* Work instructions
Without the pictures, set down every line of the data exactly.

[Start Data shown]

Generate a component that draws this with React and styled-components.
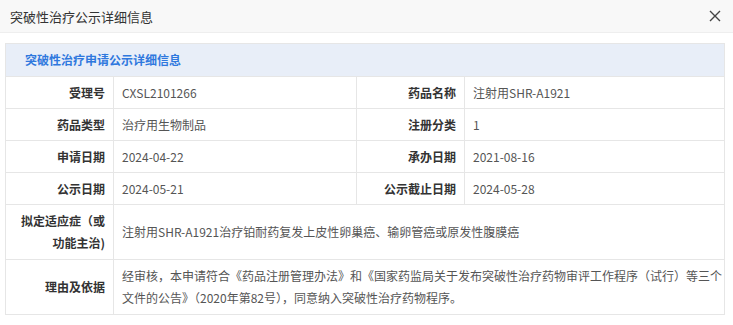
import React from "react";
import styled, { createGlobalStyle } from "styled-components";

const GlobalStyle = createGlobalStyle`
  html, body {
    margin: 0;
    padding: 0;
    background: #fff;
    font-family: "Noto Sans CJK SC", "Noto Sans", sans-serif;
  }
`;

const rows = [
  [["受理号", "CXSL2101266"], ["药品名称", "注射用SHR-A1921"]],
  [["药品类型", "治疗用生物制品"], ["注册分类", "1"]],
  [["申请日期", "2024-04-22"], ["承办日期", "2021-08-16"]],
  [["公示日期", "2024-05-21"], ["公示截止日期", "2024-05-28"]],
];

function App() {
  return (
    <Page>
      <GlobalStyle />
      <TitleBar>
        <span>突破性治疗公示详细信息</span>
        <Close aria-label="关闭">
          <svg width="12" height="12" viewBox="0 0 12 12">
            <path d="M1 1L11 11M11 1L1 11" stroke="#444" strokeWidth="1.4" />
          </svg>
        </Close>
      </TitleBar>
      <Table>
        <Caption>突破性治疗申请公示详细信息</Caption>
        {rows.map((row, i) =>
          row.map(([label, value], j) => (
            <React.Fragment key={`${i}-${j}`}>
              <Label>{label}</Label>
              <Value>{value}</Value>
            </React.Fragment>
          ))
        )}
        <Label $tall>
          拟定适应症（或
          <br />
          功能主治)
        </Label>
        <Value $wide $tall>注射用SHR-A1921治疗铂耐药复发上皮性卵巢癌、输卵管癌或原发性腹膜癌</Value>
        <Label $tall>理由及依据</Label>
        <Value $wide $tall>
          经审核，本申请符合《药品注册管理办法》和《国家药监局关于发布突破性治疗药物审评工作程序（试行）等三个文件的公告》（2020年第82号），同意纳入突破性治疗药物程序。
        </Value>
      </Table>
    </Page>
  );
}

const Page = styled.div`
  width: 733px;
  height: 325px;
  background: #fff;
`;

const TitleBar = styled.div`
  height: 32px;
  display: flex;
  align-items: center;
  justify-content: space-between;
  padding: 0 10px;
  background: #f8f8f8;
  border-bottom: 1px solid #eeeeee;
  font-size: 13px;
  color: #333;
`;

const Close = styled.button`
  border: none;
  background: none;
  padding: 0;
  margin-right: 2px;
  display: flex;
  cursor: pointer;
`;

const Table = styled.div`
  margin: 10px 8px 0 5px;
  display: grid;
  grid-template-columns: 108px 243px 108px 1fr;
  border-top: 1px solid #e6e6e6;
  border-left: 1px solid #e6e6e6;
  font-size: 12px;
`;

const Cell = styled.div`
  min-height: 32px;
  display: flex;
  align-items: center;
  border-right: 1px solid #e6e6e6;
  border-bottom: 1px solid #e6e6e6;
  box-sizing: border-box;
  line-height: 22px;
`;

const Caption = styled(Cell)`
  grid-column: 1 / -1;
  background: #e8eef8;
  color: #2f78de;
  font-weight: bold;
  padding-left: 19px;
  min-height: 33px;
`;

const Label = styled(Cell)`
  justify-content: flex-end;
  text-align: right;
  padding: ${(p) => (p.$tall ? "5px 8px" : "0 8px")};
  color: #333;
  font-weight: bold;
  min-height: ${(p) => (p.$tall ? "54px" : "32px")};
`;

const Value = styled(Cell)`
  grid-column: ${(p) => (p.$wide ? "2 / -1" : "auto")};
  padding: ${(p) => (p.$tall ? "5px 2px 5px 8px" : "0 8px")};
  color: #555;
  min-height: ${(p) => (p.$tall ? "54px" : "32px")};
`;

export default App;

[End Data shown]

* Correct answer
Generate a component that draws this with React and styled-components.
import React from "react";
import styled, { createGlobalStyle } from "styled-components";

const GlobalStyle = createGlobalStyle`
  html, body {
    margin: 0;
    padding: 0;
    background: #fff;
    font-family: "Noto Sans CJK SC", "Noto Sans", sans-serif;
  }
`;

const rows = [
  [["受理号", "CXSL2101266"], ["药品名称", "注射用SHR-A1921"]],
  [["药品类型", "治疗用生物制品"], ["注册分类", "1"]],
  [["申请日期", "2024-04-22"], ["承办日期", "2021-08-16"]],
  [["公示日期", "2024-05-21"], ["公示截止日期", "2024-05-28"]],
];

function App() {
  return (
    <Page>
      <GlobalStyle />
      <TitleBar>
        <span>突破性治疗公示详细信息</span>
        <Close aria-label="关闭">
          <svg width="12" height="12" viewBox="0 0 12 12">
            <path d="M1 1L11 11M11 1L1 11" stroke="#444" strokeWidth="1.4" />
          </svg>
        </Close>
      </TitleBar>
      <Table>
        <Caption>突破性治疗申请公示详细信息</Caption>
        {rows.map((row, i) =>
          row.map(([label, value], j) => (
            <React.Fragment key={`${i}-${j}`}>
              <Label>{label}</Label>
              <Value>{value}</Value>
            </React.Fragment>
          ))
        )}
        <Label $tall>
          拟定适应症（或
          <br />
          功能主治)
        </Label>
        <Value $wide $tall>注射用SHR-A1921治疗铂耐药复发上皮性卵巢癌、输卵管癌或原发性腹膜癌</Value>
        <Label $tall>理由及依据</Label>
        <Value $wide $tall>
          经审核，本申请符合《药品注册管理办法》和《国家药监局关于发布突破性治疗药物审评工作程序（试行）等三个文件的公告》（2020年第82号），同意纳入突破性治疗药物程序。
        </Value>
      </Table>
    </Page>
  );
}

const Page = styled.div`
  width: 733px;
  height: 325px;
  background: #fff;
`;

const TitleBar = styled.div`
  height: 32px;
  display: flex;
  align-items: center;
  justify-content: space-between;
  padding: 0 10px;
  background: #f8f8f8;
  border-bottom: 1px solid #eeeeee;
  font-size: 13px;
  color: #333;
`;

const Close = styled.button`
  border: none;
  background: none;
  padding: 0;
  margin-right: 2px;
  display: flex;
  cursor: pointer;
`;

const Table = styled.div`
  margin: 10px 8px 0 5px;
  display: grid;
  grid-template-columns: 108px 243px 108px 1fr;
  border-top: 1px solid #e6e6e6;
  border-left: 1px solid #e6e6e6;
  font-size: 12px;
`;

const Cell = styled.div`
  min-height: 32px;
  display: flex;
  align-items: center;
  border-right: 1px solid #e6e6e6;
  border-bottom: 1px solid #e6e6e6;
  box-sizing: border-box;
  line-height: 22px;
`;

const Caption = styled(Cell)`
  grid-column: 1 / -1;
  background: #e8eef8;
  color: #2f78de;
  font-weight: bold;
  padding-left: 19px;
  min-height: 33px;
`;

const Label = styled(Cell)`
  justify-content: flex-end;
  text-align: right;
  padding: ${(p) => (p.$tall ? "5px 8px" : "0 8px")};
  color: #333;
  font-weight: bold;
  min-height: ${(p) => (p.$tall ? "54px" : "32px")};
`;

const Value = styled(Cell)`
  grid-column: ${(p) => (p.$wide ? "2 / -1" : "auto")};
  padding: ${(p) => (p.$tall ? "5px 2px 5px 8px" : "0 8px")};
  color: #555;
  min-height: ${(p) => (p.$tall ? "54px" : "32px")};
`;

export default App;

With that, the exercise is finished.